Law

Drafting Legally Sound Documents: How Document Automation Platforms Can Help

The economics of legal paperwork have never made sense for ordinary people. A demand letter to a delinquent client averages around $480 to $600 when drafted by a licensed attorney. A letter of intent for a modest business deal runs $700. A standard non-disclosure agreement costs about $362, while a divorce settlement averages more than $1,000 in drafting fees alone. These figures represent a serious barrier for someone trying to manage a small dispute, a freelance contract, or a routine notice. This is the gap a legal document automation platform like Verdict.com is built to close. It allows individuals to produce competent, jurisdiction-aware legal documents without renting a lawyer’s billable hour.

The Hidden Cost of Generic Templates

Most people turn to free templates downloaded from various corners of the internet. But generic forms ignore state-specific requirements. They omit essential clauses like governing-law provisions, dispute-resolution mechanisms, and remedy structures.
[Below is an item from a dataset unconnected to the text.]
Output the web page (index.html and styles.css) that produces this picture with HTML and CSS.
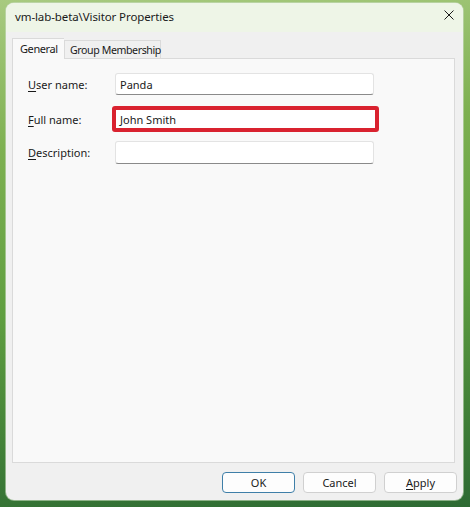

Also, they create the dangerous illusion of legal validity where none exists.

There is a well-documented cautionary scenario in this space. A young professional uses a free will template, fails to satisfy his state’s witnessing and signature requirements, and the will is ruled invalid in probate court, triggering a protracted family dispute over his estate. Generic legal forms look like documents until the moment they need to function as one.

What a Modern Document Platform Can Provide

The strength of an AI-driven document tool is the integration between the template itself and the legal context surrounding it. This context includes case law, statutory background, and the procedural rules that determine whether the document will hold up if challenged.

The Verdict AI legal research platform lets users describe their situation in plain language and receive the appropriate instrument and the reasoning behind each clause. Below are advantages that define this approach:

  • Jurisdictional calibration. Templates adjusted to the language, formatting, and required elements of the user’s state.
  • Contextual guidance. Explanations of what each provision means and what happens if it is omitted are given.
  • Plain-language field prompts. Drafting interfaces ask clear questions.
  • Integration with case research. The ability to verify how courts have interpreted similar provisions.
  • Built-in verification tools. This checks whether a received notice or letter is legitimate.

Some documents are well-suited to platform-assisted drafting. Others still warrant licensed counsel. The strength of a document automation platform is that it lets users handle routine matters competently and reserve attorney time for situations that require it.